With the creation of the developed areas guidebook and a new land use bylaw we should be in a position where the rules of infill development should be compatible with policy direction the City wants to move toward. Right now it is easier at times to gain approval for a sprawl subdivision than a single inner city fourplex. That’s obviously untenable and typical of government getting everything wrong and overcomplicating via over regulation. My critique of the guidebook, despite staff protestations, is that it doesn’t reflect the market desire for housing that we know is real today. Staff says it is flexible to adapt as market trends shift. I say it isn’t compatible with the market now. Perhaps the new land use bylaw will change this. My views on the current bylaw is it makes designers spend most of the effort on compliance and little of it on creativity, this is to our mutual detriment.
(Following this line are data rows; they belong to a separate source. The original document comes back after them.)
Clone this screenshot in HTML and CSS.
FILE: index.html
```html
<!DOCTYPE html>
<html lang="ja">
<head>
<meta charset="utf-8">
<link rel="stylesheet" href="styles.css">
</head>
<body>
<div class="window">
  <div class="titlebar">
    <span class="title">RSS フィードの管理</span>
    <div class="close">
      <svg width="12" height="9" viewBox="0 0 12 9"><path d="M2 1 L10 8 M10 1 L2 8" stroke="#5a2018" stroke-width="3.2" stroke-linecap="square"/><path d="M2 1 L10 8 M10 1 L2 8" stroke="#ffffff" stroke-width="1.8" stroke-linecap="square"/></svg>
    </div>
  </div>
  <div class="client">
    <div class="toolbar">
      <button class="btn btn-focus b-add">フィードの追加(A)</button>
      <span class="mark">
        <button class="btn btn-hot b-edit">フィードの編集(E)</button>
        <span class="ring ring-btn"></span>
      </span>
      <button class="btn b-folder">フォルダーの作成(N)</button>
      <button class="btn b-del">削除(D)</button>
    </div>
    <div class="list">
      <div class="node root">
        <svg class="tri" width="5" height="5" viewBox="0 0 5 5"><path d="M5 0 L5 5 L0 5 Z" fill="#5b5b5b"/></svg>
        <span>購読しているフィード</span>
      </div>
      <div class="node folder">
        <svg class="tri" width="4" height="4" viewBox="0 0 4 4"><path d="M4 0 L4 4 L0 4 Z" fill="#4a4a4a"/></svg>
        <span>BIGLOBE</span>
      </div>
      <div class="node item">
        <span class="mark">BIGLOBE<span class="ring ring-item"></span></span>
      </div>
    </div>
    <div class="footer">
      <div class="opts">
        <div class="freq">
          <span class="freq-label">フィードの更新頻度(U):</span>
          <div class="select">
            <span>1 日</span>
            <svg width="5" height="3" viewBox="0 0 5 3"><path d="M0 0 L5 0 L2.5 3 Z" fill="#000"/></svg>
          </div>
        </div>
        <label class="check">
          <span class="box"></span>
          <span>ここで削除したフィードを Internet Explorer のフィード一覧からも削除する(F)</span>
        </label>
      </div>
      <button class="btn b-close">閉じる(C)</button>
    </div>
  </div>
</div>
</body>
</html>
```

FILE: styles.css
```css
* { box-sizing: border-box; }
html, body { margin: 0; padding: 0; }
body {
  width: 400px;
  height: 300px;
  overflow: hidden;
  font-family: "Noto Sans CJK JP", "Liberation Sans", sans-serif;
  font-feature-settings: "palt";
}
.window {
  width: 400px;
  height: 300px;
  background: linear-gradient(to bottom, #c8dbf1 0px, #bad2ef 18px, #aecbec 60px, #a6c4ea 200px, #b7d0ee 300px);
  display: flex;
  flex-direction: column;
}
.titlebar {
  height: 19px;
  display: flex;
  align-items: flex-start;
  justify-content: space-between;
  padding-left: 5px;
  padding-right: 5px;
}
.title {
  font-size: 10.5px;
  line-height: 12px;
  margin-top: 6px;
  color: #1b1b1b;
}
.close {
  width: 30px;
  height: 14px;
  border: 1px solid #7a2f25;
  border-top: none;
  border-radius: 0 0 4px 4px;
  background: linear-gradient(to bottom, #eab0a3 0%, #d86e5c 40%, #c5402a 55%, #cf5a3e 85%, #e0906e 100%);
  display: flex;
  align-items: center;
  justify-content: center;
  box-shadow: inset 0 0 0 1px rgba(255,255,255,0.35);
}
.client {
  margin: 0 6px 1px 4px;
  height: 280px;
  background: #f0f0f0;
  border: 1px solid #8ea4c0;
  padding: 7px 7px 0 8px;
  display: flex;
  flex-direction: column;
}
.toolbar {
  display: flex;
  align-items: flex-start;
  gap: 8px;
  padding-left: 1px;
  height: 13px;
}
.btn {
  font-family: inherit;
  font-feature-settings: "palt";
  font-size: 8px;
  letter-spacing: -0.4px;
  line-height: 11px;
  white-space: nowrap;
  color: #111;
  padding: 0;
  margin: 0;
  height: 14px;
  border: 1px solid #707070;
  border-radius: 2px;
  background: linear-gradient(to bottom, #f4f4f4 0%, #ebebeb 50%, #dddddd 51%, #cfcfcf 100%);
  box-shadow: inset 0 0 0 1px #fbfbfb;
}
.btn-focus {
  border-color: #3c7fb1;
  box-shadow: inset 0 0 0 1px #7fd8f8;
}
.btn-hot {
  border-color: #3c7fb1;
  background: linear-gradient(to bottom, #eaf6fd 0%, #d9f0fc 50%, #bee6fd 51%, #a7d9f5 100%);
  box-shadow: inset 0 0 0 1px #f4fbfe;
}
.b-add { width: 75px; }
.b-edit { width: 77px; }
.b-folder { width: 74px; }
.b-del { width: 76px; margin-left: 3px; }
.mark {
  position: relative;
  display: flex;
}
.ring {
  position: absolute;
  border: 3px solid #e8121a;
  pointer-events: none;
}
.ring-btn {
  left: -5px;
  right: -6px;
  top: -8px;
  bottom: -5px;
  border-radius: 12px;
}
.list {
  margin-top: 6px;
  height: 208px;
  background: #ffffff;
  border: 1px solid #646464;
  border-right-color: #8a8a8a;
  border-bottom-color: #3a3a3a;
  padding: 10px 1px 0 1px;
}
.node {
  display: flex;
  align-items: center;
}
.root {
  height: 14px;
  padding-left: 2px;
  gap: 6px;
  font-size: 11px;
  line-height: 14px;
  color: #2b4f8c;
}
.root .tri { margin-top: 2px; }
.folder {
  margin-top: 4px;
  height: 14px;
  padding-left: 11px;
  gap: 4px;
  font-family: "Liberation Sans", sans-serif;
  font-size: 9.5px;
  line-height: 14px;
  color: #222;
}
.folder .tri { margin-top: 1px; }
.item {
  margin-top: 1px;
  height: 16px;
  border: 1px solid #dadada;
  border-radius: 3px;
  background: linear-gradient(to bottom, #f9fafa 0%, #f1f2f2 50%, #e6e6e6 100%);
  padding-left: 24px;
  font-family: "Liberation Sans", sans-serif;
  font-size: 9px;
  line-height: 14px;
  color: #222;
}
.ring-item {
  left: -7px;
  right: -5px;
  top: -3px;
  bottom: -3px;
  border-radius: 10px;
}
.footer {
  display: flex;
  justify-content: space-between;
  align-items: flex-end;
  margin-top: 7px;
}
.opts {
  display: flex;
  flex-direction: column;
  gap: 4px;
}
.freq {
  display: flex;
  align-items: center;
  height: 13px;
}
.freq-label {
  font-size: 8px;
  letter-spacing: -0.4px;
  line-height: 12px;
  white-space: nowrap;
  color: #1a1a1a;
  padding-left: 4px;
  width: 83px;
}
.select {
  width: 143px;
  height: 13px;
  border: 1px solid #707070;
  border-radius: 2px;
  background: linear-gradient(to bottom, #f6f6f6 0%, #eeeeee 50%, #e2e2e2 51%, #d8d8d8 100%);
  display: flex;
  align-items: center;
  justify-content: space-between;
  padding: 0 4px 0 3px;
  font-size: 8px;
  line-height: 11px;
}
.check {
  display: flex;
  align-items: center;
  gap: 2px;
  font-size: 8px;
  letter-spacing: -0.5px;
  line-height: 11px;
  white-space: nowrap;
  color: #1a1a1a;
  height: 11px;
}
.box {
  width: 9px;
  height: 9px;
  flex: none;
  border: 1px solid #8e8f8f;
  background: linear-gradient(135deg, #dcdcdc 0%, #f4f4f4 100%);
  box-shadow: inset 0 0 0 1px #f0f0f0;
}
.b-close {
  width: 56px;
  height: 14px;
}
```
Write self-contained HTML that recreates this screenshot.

what I want to see is more options to create (smaller lot not skinnier lot) single family detached housing in established areas. Communities tend to want to create enclaves where the lucky few get to live in tranquility as the planning department acts as agents of value conservation on their behalf, ring fencing the ‘valued’ areas with undesired ‘dense’ housing, i.e. people. What I don’t want to see is the only option to build detached housing is on 50 ft lots by doing skinny singles. I don’t see demand for unnaturally narrow accommodation. We need more ways to divide property that makes sense. Common garages, less garages, alley activation, creative splits of larger lots yes. Not rigid bylaws that crush creativity and push all the builders to just copycat each other. That’s what we have today.

Not much market interest in skinny houses. But it sure matches the guidebook and city policy vs sprawl. We need to find ways to redevelop the r1 areas based on a new land use bylaw and the guidebook.